Michael Basnight wrote:
I have a java app that runs in tomcat and now needs to talk to my hadoop
infrastructure. Typically, all the testing ive done / examples show
starting something that uses hadoop via the 'bin/hadoop -jar' cmd, but
as you can imagine this is no good for a existing tomcat app. Ive looked
thru the .sh files in the bin/ dir, and it would require extensive work
to mod the script to export the env variables so that tomcat can be
restarted without a special init script (and with those variables in
tact). The last thing i want to do is hand crank files that may or may
not change in new hadoop distros. Is there a known way to use the hadoop
infrastructure outside of the bin/hadoop -jar command?
mb
what are you trying to do? Submit jobs or start hadoop itself?

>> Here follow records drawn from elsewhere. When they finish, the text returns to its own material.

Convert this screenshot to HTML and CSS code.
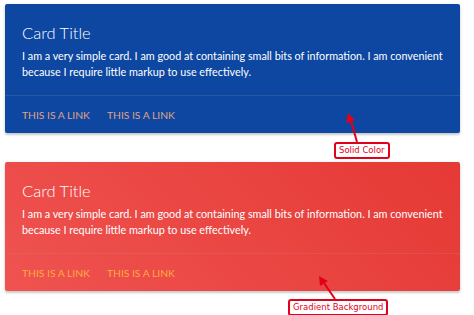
FILE: index.html
```html
<!DOCTYPE html>
<html lang="en">
<head>
    <meta charset="UTF-8">
    <title>Cards</title>
    <link rel="stylesheet" href="styles.css">
</head>
<body>
    <div class="page">
        <div class="card card-blue">
            <div class="card-content">
                <div class="card-title">Card Title</div>
                <p>I am a very simple card. I am good at containing small bits of information. I am convenient because I require little markup to use effectively.</p>
            </div>
            <div class="card-action">
                <a href="#">This is a link</a>
                <a href="#">This is a link</a>
            </div>
        </div>
        <div class="card card-red">
            <div class="card-content">
                <div class="card-title">Card Title</div>
                <p>I am a very simple card. I am good at containing small bits of information. I am convenient because I require little markup to use effectively.</p>
            </div>
            <div class="card-action">
                <a href="#">This is a link</a>
                <a href="#">This is a link</a>
            </div>
        </div>

        <!-- annotations -->
        <svg class="arrows" width="474" height="315" viewBox="0 0 474 315">
            <line x1="357" y1="142" x2="351" y2="121" stroke="#e3001b" stroke-width="2"/>
            <polygon points="348,113 346,123 355,120" fill="#e3001b"/>
            <line x1="335" y1="299" x2="324" y2="283" stroke="#e3001b" stroke-width="2"/>
            <polygon points="319,276 320,286 328,281" fill="#e3001b"/>
        </svg>
        <div class="note note-solid">Solid Color</div>
        <div class="note note-gradient">Gradient Background</div>
    </div>
</body>
</html>
```

FILE: styles.css
```css
body {
    margin: 0;
    padding: 0;
    background: #ffffff;
    font-family: Lato, "Noto Sans", sans-serif;
}
.page {
    position: relative;
    width: 474px;
    height: 315px;
    padding: 4px 0 0 5px;
    box-sizing: border-box;
    display: flex;
    flex-direction: column;
    gap: 29px;
}
.card {
    width: 455px;
    border-radius: 2px;
    color: #ffffff;
    box-shadow: 0 2px 2px rgba(0, 0, 0, 0.14), 0 1px 4px rgba(0, 0, 0, 0.12);
}
.card-blue {
    background: #0d47a1;
}
.card-red {
    background: linear-gradient(45deg, #ef5350 0%, #e53935 100%);
}
.card-content {
    padding: 16px 12px 15px 17px;
}
.card-title {
    font-size: 16.5px;
    font-weight: 300;
    line-height: 26px;
}
.card-content p {
    margin: 2px 0 0 0;
    font-size: 10.8px;
    line-height: 16px;
}
.card-action {
    border-top: 1px solid rgba(160, 160, 160, 0.2);
    padding: 11px 17px 10px 17px;
    display: flex;
    gap: 17px;
}
.card-action a {
    color: #ffab40;
    text-decoration: none;
    text-transform: uppercase;
    font-size: 10.3px;
    line-height: 16px;
}
.card-blue .card-action a {
    color: #e0a384;
}
.arrows {
    position: absolute;
    left: 0;
    top: 0;
}
.note {
    position: absolute;
    background: #ffffff;
    border: 2px solid #e3001b;
    border-radius: 3px;
    color: #e3001b;
    font-family: "DejaVu Sans", sans-serif;
    font-size: 8.5px;
    line-height: 11px;
    padding: 1px 3px;
}
.note-solid {
    left: 334px;
    top: 142px;
}
.note-gradient {
    left: 288px;
    top: 299px;
}
```
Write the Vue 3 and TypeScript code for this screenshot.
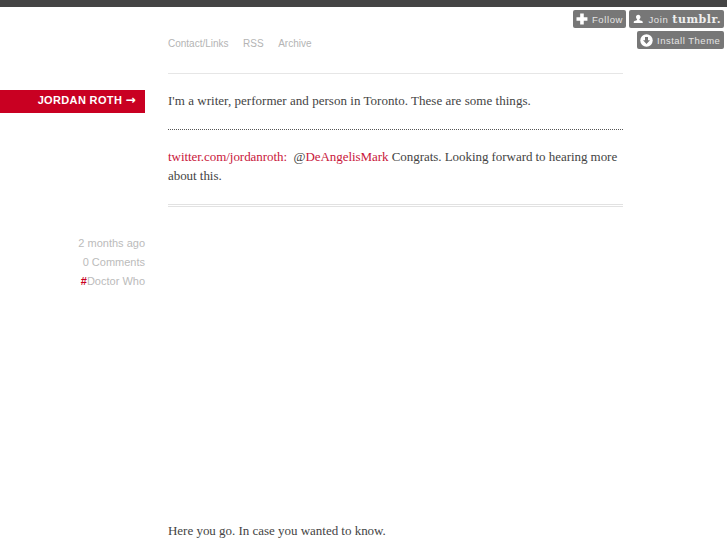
<script setup lang="ts">
const nav: string[] = ['Contact/Links', 'RSS', 'Archive']
const meta: string[] = ['2 months ago', '0 Comments']
</script>

<template>
  <div class="page">
    <div class="topbar"></div>
    <div class="controls">
      <div class="row">
        <span class="ctl follow">
          <svg width="12" height="12" viewBox="0 0 12 12"><path d="M4.2 0.5h3.6v3.7h3.7v3.6H7.8v3.7H4.2V7.8H0.5V4.2h3.700z" fill="#fff"/></svg>
          <span>Follow</span>
        </span>
        <span class="ctl join">
          <svg width="14" height="12" viewBox="0 0 14 12"><path d="M7 .3c1.900 0 3 1.300 3 3.100 0 1.300-.6 2.300-1.400 2.900-.3.900.2 1.300 1.200 1.600 1.800.5 3.200.9 3.200 2v1.600H1v-1.600c0-1.100 1.400-1.500 3.200-2 1-.3 1.500-.7 1.200-1.600C4.600 5.700 4 4.700 4 3.400 4 1.600 5.100.3 7 .3z" fill="#fff"/></svg>
          <span class="join-label">Join</span>
          <b class="logo">tumblr.</b>
        </span>
      </div>
      <div class="row">
        <span class="ctl install">
          <svg width="13" height="13" viewBox="0 0 13 13"><circle cx="6.500" cy="6.500" r="6.200" fill="#fff"/><path d="M5 3h3v3.200h2L6.500 10 3 6.200h2z" fill="#777"/></svg>
          <span>Install Theme</span>
        </span>
      </div>
    </div>
    <div class="layout">
      <aside class="side">
        <div class="name">JORDAN ROTH <span class="arrow">→</span></div>
        <div class="meta">
          <div v-for="m in meta" :key="m">{{ m }}</div>
          <div><span class="hash">#</span>Doctor Who</div>
        </div>
      </aside>
      <main class="main">
        <nav class="nav">
          <a v-for="n in nav" :key="n">{{ n }}</a>
        </nav>
        <p class="bio">I'm a writer, performer and person in Toronto. These are some things.</p>
        <p class="post">
          <a class="red">twitter.com/jordanroth</a><span class="colon">:</span>&nbsp; @<a class="red">DeAngelisMark</a> Congrats. Looking forward to hearing more about this.
        </p>
        <p class="next">Here you go. In case you wanted to know.</p>
      </main>
    </div>
  </div>
</template>

<style scoped>
.page {
  position: relative;
  width: 727px;
  height: 545px;
  overflow: hidden;
  background: #fff;
  font-family: "Liberation Sans", Arial, sans-serif;
}
.topbar {
  height: 7px;
  background: #444;
}
.controls {
  position: absolute;
  top: 10px;
  right: 3px;
  display: flex;
  flex-direction: column;
  align-items: flex-end;
  gap: 3px;
}
.row {
  display: flex;
  gap: 3px;
}
.ctl {
  display: flex;
  align-items: center;
  height: 18px;
  padding: 0 3px;
  gap: 4px;
  background: #777;
  border-radius: 2px;
  color: #e4e4e4;
  font-size: 9.5px;
  letter-spacing: 0.6px;
  box-sizing: border-box;
  white-space: nowrap;
}
.follow { width: 53px; }
.join { width: 95px; padding-left: 4px; }
.join-label { margin-left: 1px; }
.install { width: 87px; letter-spacing: 0.5px; }
.logo {
  font-family: "DejaVu Serif", serif;
  font-size: 11px;
  letter-spacing: 0.5px;
  color: #eee;
}
.layout {
  display: flex;
  gap: 23px;
}
.side {
  width: 145px;
  flex: none;
  padding-top: 83px;
}
.name {
  height: 23px;
  line-height: 21px;
  background: #c90022;
  color: #fff;
  font-size: 11px;
  font-weight: bold;
  letter-spacing: 0.35px;
  text-align: right;
  padding-right: 9px;
  box-sizing: border-box;
}
.arrow {
  font-family: "DejaVu Sans", sans-serif;
  font-size: 12px;
}
.meta {
  margin-top: 121px;
  color: #bbb;
  font-size: 11px;
  line-height: 19px;
  text-align: right;
}
.hash {
  color: #c90022;
  font-weight: bold;
}
.main {
  width: 455px;
  flex: none;
  font-family: "Liberation Serif", "Times New Roman", serif;
  font-size: 13px;
  color: #444;
}
.nav {
  display: flex;
  gap: 14.5px;
  padding-top: 30px;
  height: 36px;
  line-height: 14px;
  font-family: "Liberation Sans", Arial, sans-serif;
  font-size: 10px;
  color: #b4b4b4;
  border-bottom: 1px solid #e6e6e6;
}
.bio {
  margin: 0;
  height: 56px;
  padding-top: 18px;
  line-height: 18px;
  letter-spacing: 0.03px;
  box-sizing: border-box;
  border-bottom: 1px dotted #555;
}
.post {
  margin: 0;
  height: 77px;
  padding-top: 17px;
  line-height: 19px;
  letter-spacing: -0.05px;
  box-sizing: border-box;
  border-bottom: 3px double #e2e2e2;
}
.red, .colon { color: #c9163a; }
.next {
  margin: 314px 0 0;
  line-height: 19px;
  letter-spacing: -0.02px;
}
</style>

<style>
html, body { margin: 0; background: #fff; overflow: hidden; }
</style>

Hadoop is tricky to start up in-VM; the hadoop-3628 branch of trunk can
do this, but your security manager needs to intercept the odd call to
System.exit(), and there are a lot of singletons for monitoring -better
to start up hadoop in a new VM.
1. JobSubmission can be done remotely by way of the JobClient api
http://smartfrog.svn.sourceforge.net/viewvc/smartfrog/trunk/core/components/hadoop/src/org/smartfrog/services/hadoop/components/submitter/SubmitterImpl.java?view=markup
2. You can also run any instance of Tool by creating then invoking it
-with any configuration you choose to run
http://smartfrog.svn.sourceforge.net/viewvc/smartfrog/trunk/core/components/hadoop/src/org/smartfrog/services/hadoop/components/submitter/ToolRunnerComponentImpl.java?view=markup
Both suffer from version-sensitivity, everything has to be on exactly
the same version of hadoop, and the hadoop cluster has to be exposed to
tomcat, which can be a problem if tomcat is in a DMZ and you are trying
to secure Hadoop.